Kino, un exemple parfait de partenariat public-privé? «On est de bons élèves», blague Jéricho Jeudy. L'organisme qui gère Kino Montréal et veille à la bonne santé du réseau, Kino 00, vit avec un budget annuel allant de 80 000$ à 100 000$. Environ la moitié de cette somme provient de fonds privés, précise le directeur général François Toussaint. Au fil des années, Kino s'est bâti un réseau de mécènes qui appuient l'organisation notamment à l'occasion de la soirée Kino VIP. Les kinoïtes peuvent aussi recevoir un soutien technique pour l'utilisation de matériel et le recours à des techniciens professionnels grâce à des partenariats. Les projets spéciaux peuvent aussi être financés à la pièce par des subventions individuelles.

KINO DANS LE MONDE

Kino a fait des adeptes dans le monde: Granby, Charlevoix, Québec, mais aussi Adelaide et Sydney (Australie), Hambourg et Berlin (Allemagne), Lausanne (Suisse) et Vienne (Autriche).
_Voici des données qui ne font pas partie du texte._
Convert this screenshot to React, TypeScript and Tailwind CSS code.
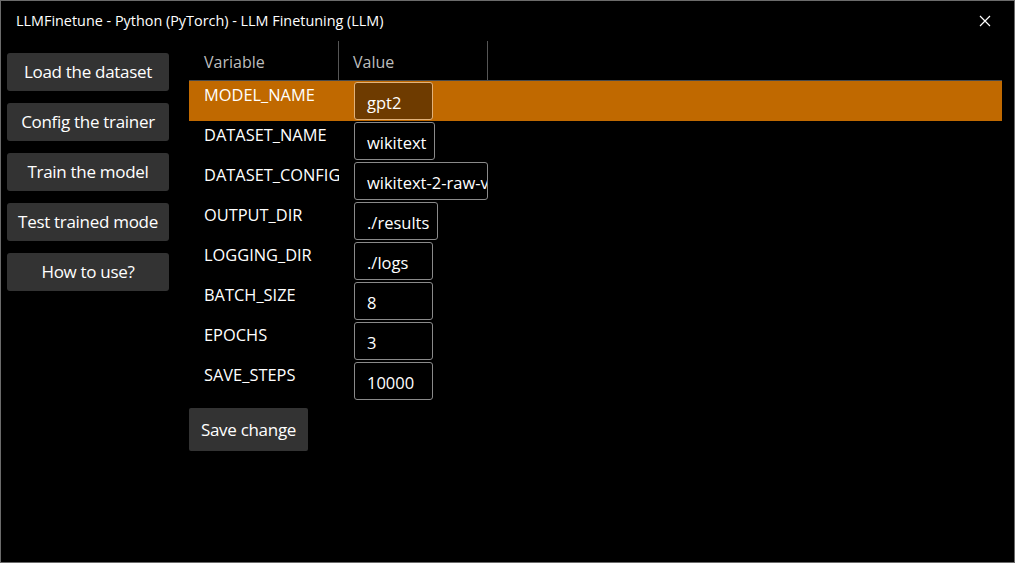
import React from 'react';

const rows: { name: string; value: string }[] = [
  { name: 'MODEL_NAME', value: 'gpt2' },
  { name: 'DATASET_NAME', value: 'wikitext' },
  { name: 'DATASET_CONFIG', value: 'wikitext-2-raw-v1' },
  { name: 'OUTPUT_DIR', value: './results' },
  { name: 'LOGGING_DIR', value: './logs' },
  { name: 'BATCH_SIZE', value: '8' },
  { name: 'EPOCHS', value: '3' },
  { name: 'SAVE_STEPS', value: '10000' },
];

const menu = ['Load the dataset', 'Config the trainer', 'Train the model', 'Test trained mode', 'How to use?'];

const font = { fontFamily: '"Open Sans", "Noto Sans", sans-serif' };

export default function App() {
  return (
    <div
      className="w-[1015px] h-[563px] bg-black border border-[#6b6b6b] flex flex-col text-white overflow-hidden"
      style={font}
    >
      {/* title bar */}
      <div className="h-[40px] shrink-0 flex items-center justify-between pl-[15px] pr-[23px]">
        <span className="text-[14.4px] text-white">
          LLMFinetune - Python (PyTorch) - LLM Finetuning (LLM)
        </span>
        <svg width="12" height="12" viewBox="0 0 12 12">
          <path d="M1 1L11 11M11 1L1 11" stroke="#fff" strokeWidth="1.2" />
        </svg>
      </div>

      <div className="flex flex-1">
        {/* sidebar */}
        <div className="w-[188px] shrink-0 pl-[6px] pt-[12px] flex flex-col gap-[12px]">
          {menu.map((m) => (
            <button
              key={m}
              className="w-[162px] h-[38px] bg-[#333333] rounded-[3px] text-[17px] text-white whitespace-nowrap overflow-hidden tracking-[-0.3px]"
            >
              {m}
            </button>
          ))}
        </div>

        {/* variable table */}
        <div className="flex-1 pr-[12px]">
          <div className="h-[40px] flex border-b border-[#4a4a4a]">
            <div className="w-[150px] border-r border-[#555] pl-[15px] pt-[9px] text-[16px] text-[#bdbdbd]">Variable</div>
            <div className="w-[149px] border-r border-[#555] pl-[14px] pt-[9px] text-[16px] text-[#bdbdbd]">Value</div>
          </div>
          {rows.map((r, i) => {
            const sel = i === 0;
            return (
              <div key={r.name} className={`h-[40px] flex ${sel ? 'bg-[#c06900]' : ''}`}>
                <div className="w-[150px] pl-[15px] pt-[2px] text-[16.4px] text-white whitespace-nowrap overflow-hidden">
                  {r.name}
                </div>
                <div className="w-[149px] pl-[15px] pt-[1px]">
                  <div
                    className={`inline-flex h-[38px] min-w-[79px] max-w-[134px] items-center pl-[12px] pr-[8px] pt-[5px] rounded-[3px] border text-[16.5px] whitespace-nowrap overflow-hidden ${
                      sel ? 'bg-[#6e3b00] border-[#e2b27a]' : 'bg-black border-[#8a8a8a]'
                    }`}
                  >
                    {r.value}
                  </div>
                </div>
              </div>
            );
          })}
          <button className="mt-[7px] w-[119px] h-[43px] bg-[#333333] rounded-[2px] text-[17px] text-white tracking-[-0.3px]">
            Save change
          </button>
        </div>
      </div>
    </div>
  );
}
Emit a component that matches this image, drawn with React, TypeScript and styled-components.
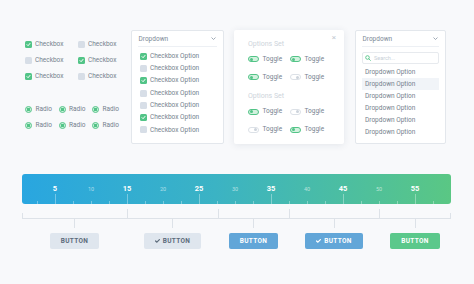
import React from 'react';
import styled, { createGlobalStyle } from 'styled-components';

const green = '#52c487';
const ink = '#75818e';
const rule = '#dde2e8';

const Global = createGlobalStyle`
  body {
    margin: 0;
    background: #f8f9fb;
    font-family: Roboto, 'Liberation Sans', sans-serif;
  }
`;

const S = {
    Page: styled.div`
    width: 474px;
    height: 284px;
    padding-top: 30px;
    box-sizing: border-box;
    overflow: hidden;
    `,
    Top: styled.div`
    display: flex;
    align-items: flex-start;
    padding-left: 25px;
    `,
    Side: styled.div`
    width: 106px;
    flex-shrink: 0;
    padding-top: 6px;
    box-sizing: border-box;
    `,
    CheckGrid: styled.div`
    display: grid;
    grid-template-columns: 53px 53px;
    grid-auto-rows: 16px;
    align-items: center;
    `,
    RadioGrid: styled.div`
    display: grid;
    grid-template-columns: repeat(3, 33.5px);
    grid-auto-rows: 16px;
    align-items: center;
    margin-top: 17px;
    `,
    Item: styled.div<{ $gap?: number }>`
    display: flex;
    align-items: center;
    gap: ${p => p.$gap ?? 3}px;
    font-size: 6.5px;
    line-height: 1;
    color: ${ink};
    white-space: nowrap;
    `,
    Box: styled.span<{ $on: boolean }>`
    width: 7px;
    height: 7px;
    flex-shrink: 0;
    border-radius: 1.5px;
    background: ${p => p.$on ? green : '#d7dee7'};
    display: flex;
    align-items: center;
    justify-content: center;
    `,
    Radio: styled.span`
    width: 7px;
    height: 7px;
    flex-shrink: 0;
    border-radius: 50%;
    box-sizing: border-box;
    border: 1px solid ${green};
    background: radial-gradient(circle, ${green} 0 1.4px, #c9eed9 1.8px);
    `,
    Panel: styled.div<{ $w: number; $ml: number; $float?: boolean }>`
    width: ${p => p.$w}px;
    height: 114px;
    margin-left: ${p => p.$ml}px;
    flex-shrink: 0;
    box-sizing: border-box;
    background: #fff;
    border-radius: 2px;
    border: ${p => p.$float ? 'none' : '1px solid #e3e7ec'};
    box-shadow: ${p => p.$float ? '0 1px 7px rgba(40, 60, 90, 0.1)' : 'none'};
    padding: ${p => p.$float ? '9px 8px 0 14px' : '0 6px'};
    `,
    Header: styled.div`
    height: 15px;
    display: flex;
    align-items: center;
    justify-content: space-between;
    border-bottom: 1px solid #edf0f4;
    font-size: 6.5px;
    color: #7d8996;
    padding: 0 1px 0 0.5px;
    `,
    OptList: styled.div`
    padding-top: 3px;
    `,
    OptRow: styled.div`
    height: 12.3px;
    padding-left: 2px;
    display: flex;
    align-items: center;
    `,
    TitleRow: styled.div`
    display: flex;
    justify-content: space-between;
    align-items: flex-start;
    `,
    Title: styled.div<{ $mt?: number }>`
    font-size: 7px;
    line-height: 10px;
    color: #cdd4db;
    margin-top: ${p => p.$mt ?? 0}px;
    `,
    Close: styled.span`
    font-size: 8px;
    line-height: 8px;
    color: #c3cad2;
    margin-top: -5px;
    `,
    ToggleGrid: styled.div<{ $mt: number }>`
    display: grid;
    grid-template-columns: 42px 42px;
    grid-auto-rows: 18px;
    align-items: center;
    margin-top: ${p => p.$mt}px;
    `,
    Switch: styled.span<{ $on: boolean }>`
    width: 11px;
    height: 6px;
    flex-shrink: 0;
    box-sizing: border-box;
    border-radius: 3px;
    border: 1px solid ${p => p.$on ? green : '#dce1e7'};
    background: ${p => p.$on ? '#d3f1df' : '#fff'};
    display: flex;
    align-items: center;
    justify-content: ${p => p.$on ? 'flex-start' : 'flex-end'};
    padding: 0 1px;
    `,
    Knob: styled.span<{ $on: boolean }>`
    width: 3px;
    height: 3px;
    border-radius: 50%;
    background: ${p => p.$on ? green : '#cdd4dc'};
    `,
    Search: styled.div`
    margin-top: 5px;
    height: 12px;
    box-sizing: border-box;
    border: 1px solid #e7eaee;
    border-radius: 2px;
    display: flex;
    align-items: center;
    gap: 3px;
    padding-left: 2px;
    font-size: 5.5px;
    color: #c8cfd7;
    `,
    DropList: styled.div`
    margin-top: 2px;
    `,
    DropOpt: styled.div<{ $active?: boolean }>`
    height: 12px;
    padding-left: 3px;
    display: flex;
    align-items: center;
    font-size: 6.5px;
    color: ${ink};
    background: ${p => p.$active ? '#f1f4f8' : 'transparent'};
    `,
    Bar: styled.div`
    margin: 30px 0 0 22px;
    width: 429px;
    height: 30px;
    box-sizing: border-box;
    padding-left: 6px;
    border-radius: 3px;
    background: linear-gradient(90deg, #29a6e0 0%, #3bb3c4 45%, #5ac784 100%);
    display: flex;
    `,
    Cell: styled.div`
    width: 18px;
    flex-shrink: 0;
    display: flex;
    flex-direction: column;
    align-items: center;
    `,
    Num: styled.span<{ $major: boolean }>`
    margin-top: 10px;
    height: 10px;
    line-height: 10px;
    font-size: ${p => p.$major ? 7.5 : 5.5}px;
    font-weight: ${p => p.$major ? 700 : 400};
    color: ${p => p.$major ? '#fff' : 'rgba(255, 255, 255, 0.6)'};
    `,
    Tick: styled.span<{ $tall: boolean }>`
    margin-top: auto;
    width: 1px;
    height: ${p => p.$tall ? 10 : 3}px;
    background: rgba(255, 255, 255, 0.35);
    `,
    Ruler: styled.div`
    margin: 5px 0 0 22px;
    width: 429px;
    display: flex;
    `,
    Seg: styled.div<{ $w: number }>`
    width: ${p => p.$w}px;
    display: flex;
    flex-direction: column;
    align-items: center;
    `,
    Brace: styled.div<{ $first: boolean; $last: boolean }>`
    align-self: stretch;
    height: 9px;
    border-bottom: 1px solid ${rule};
    border-left: ${p => p.$first ? 'none' : `1px solid ${rule}`};
    background:
      ${p => p.$first ? `linear-gradient(${rule}, ${rule}) left bottom / 1px 5px no-repeat,` : ''}
      ${p => p.$last ? `linear-gradient(${rule}, ${rule}) right bottom / 1px 5px no-repeat,` : ''}
      transparent;
    `,
    Stem: styled.span`
    width: 1px;
    height: 9px;
    background: ${rule};
    `,
    Btn: styled.button<{ $kind: 'grey' | 'blue' | 'green' }>`
    margin-top: 5px;
    height: 16px;
    padding: 0 11px;
    border: none;
    border-radius: 2px;
    display: flex;
    align-items: center;
    gap: 3px;
    font-family: inherit;
    font-size: 6.5px;
    font-weight: 700;
    letter-spacing: 0.3px;
    background: ${p => p.$kind === 'grey' ? '#dfe6ee' : p.$kind === 'blue' ? '#62a6d8' : '#5bc88b'};
    color: ${p => p.$kind === 'grey' ? '#5c6b7b' : '#fff'};
    `
};

const Tick = () => (
    <svg width="5" height="5" viewBox="0 0 5 5">
        <polyline points="1,2.6 2.1,3.7 4,1.4" fill="none" stroke="#fff" strokeWidth="1" strokeLinecap="round" strokeLinejoin="round" />
    </svg>
);

const Chevron = () => (
    <svg width="5" height="3" viewBox="0 0 5 3">
        <polyline points="0.5,0.5 2.5,2.5 4.5,0.5" fill="none" stroke="#8996a3" strokeWidth="0.8" />
    </svg>
);

const BtnCheck = ({ color }: { color: string }) => (
    <svg width="5" height="4" viewBox="0 0 5 4">
        <polyline points="0.6,2 1.9,3.2 4.4,0.7" fill="none" stroke={color} strokeWidth="1.2" strokeLinecap="round" strokeLinejoin="round" />
    </svg>
);

const checks = [true, false, false, true, true, false];
const options = [true, false, true, false, false, true, false];
const toggles1 = [true, true, true, false];
const toggles2 = [true, false, false, true];
const segs = [
    { w: 105, kind: 'grey' as const, check: false },
    { w: 91, kind: 'grey' as const, check: true },
    { w: 71, kind: 'blue' as const, check: false },
    { w: 90, kind: 'blue' as const, check: true },
    { w: 72, kind: 'green' as const, check: false }
];

const Toggles = ({ list, mt }: { list: boolean[]; mt: number }) => (
    <S.ToggleGrid $mt={mt}>
        {list.map((on, i) => (
            <S.Item key={i} $gap={3.5}>
                <S.Switch $on={on}><S.Knob $on={on} /></S.Switch>
                Toggle
            </S.Item>
        ))}
    </S.ToggleGrid>
);

export default function App() {
    return <>
        <Global />
        <S.Page>
            <S.Top>
                <S.Side>
                    <S.CheckGrid>
                        {checks.map((on, i) => (
                            <S.Item key={i}>
                                <S.Box $on={on}>{on && <Tick />}</S.Box>
                                Checkbox
                            </S.Item>
                        ))}
                    </S.CheckGrid>
                    <S.RadioGrid>
                        {Array.from({ length: 6 }).map((_, i) => (
                            <S.Item key={i} $gap={3.5}>
                                <S.Radio />
                                Radio
                            </S.Item>
                        ))}
                    </S.RadioGrid>
                </S.Side>

                <S.Panel $w={93} $ml={0}>
                    <S.Header>Dropdown <Chevron /></S.Header>
                    <S.OptList>
                        {options.map((on, i) => (
                            <S.OptRow key={i}>
                                <S.Item>
                                    <S.Box $on={on}>{on && <Tick />}</S.Box>
                                    Checkbox Option
                                </S.Item>
                            </S.OptRow>
                        ))}
                    </S.OptList>
                </S.Panel>

                <S.Panel $w={110} $ml={10} $float>
                    <S.TitleRow>
                        <S.Title>Options Set</S.Title>
                        <S.Close>×</S.Close>
                    </S.TitleRow>
                    <Toggles list={toggles1} mt={1} />
                    <S.Title $mt={4.5}>Options Set</S.Title>
                    <Toggles list={toggles2} mt={2} />
                </S.Panel>

                <S.Panel $w={91} $ml={11}>
                    <S.Header>Dropdown <Chevron /></S.Header>
                    <S.Search>
                        <svg width="6" height="6" viewBox="0 0 6 6">
                            <circle cx="2.5" cy="2.5" r="1.8" fill="none" stroke={green} strokeWidth="0.9" />
                            <line x1="3.9" y1="3.9" x2="5.4" y2="5.4" stroke={green} strokeWidth="0.9" strokeLinecap="round" />
                        </svg>
                        Search...
                    </S.Search>
                    <S.DropList>
                        {Array.from({ length: 6 }).map((_, i) => (
                            <S.DropOpt key={i} $active={i === 1}>Dropdown Option</S.DropOpt>
                        ))}
                    </S.DropList>
                </S.Panel>
            </S.Top>

            <S.Bar>
                {Array.from({ length: 23 }).map((_, i) => {
                    const labelled = i % 2 === 1;
                    const value = (i + 1) * 2.5;
                    const major = labelled && ((i + 1) / 2) % 2 === 1;
                    return (
                        <S.Cell key={i}>
                            {labelled && <S.Num $major={major}>{value}</S.Num>}
                            <S.Tick $tall={major} />
                        </S.Cell>
                    );
                })}
            </S.Bar>

            <S.Ruler>
                {segs.map((s, i) => (
                    <S.Seg key={i} $w={s.w}>
                        <S.Brace $first={i === 0} $last={i === segs.length - 1} />
                        <S.Stem />
                        <S.Btn $kind={s.kind}>
                            {s.check && <BtnCheck color={s.kind === 'grey' ? '#5c6b7b' : '#fff'} />}
                            BUTTON
                        </S.Btn>
                    </S.Seg>
                ))}
            </S.Ruler>
        </S.Page>
    </>;
}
La «planète Kino» compte aujourd'hui 50 cellules sur quatre continents. Toutes les cellules sont indépendantes, certaines sont très actives, d'autres moins. Les kinoïtes actifs se croisent lors de cabarets autour du monde, avec le même défi : faire un film en 48 heures. «Kino m'a vraiment permis d'aller tourner à l'étranger dans des décors auxquels peu de cinéastes ont accès, avec des gens de la place», dit Christian Laurence, dont l'un des courts créés en cabaret à Trouville, L'éducation nautique, a connu une carrière plus qu'honorable dans les festivals.

LE COURT AUX RENDEZ-VOUS

Les 10 meilleurs courts métrages des années 2000 seront dévoilés au cours d'un gala organisé à la Cinémathèque demain, sur invitation. Vous pourrez néanmoins découvrir les 10 courts métrages sélectionnés au grand écran, le samedi 23 et dimanche 24. Renseignements sur le site des Rendez- vous : rcvq.com

On peut aussi découvrir d'autres Kino à l'occasion des Rendez-vous : Insulte à mon intelligence, de Kim St-Pierre (le 23 février à 21h45 à la Cinémathèque) ; Ma voisine d'Anastasia Bourlakova et Eau boy d'Éric Gravel (le 18 février à 21h45 à la Cinémathèque) ; Faux plat de Jean-François Robichaud et Une histoire de Greg Nowak  (le 24 février à 16 heures à la Cinémathèque).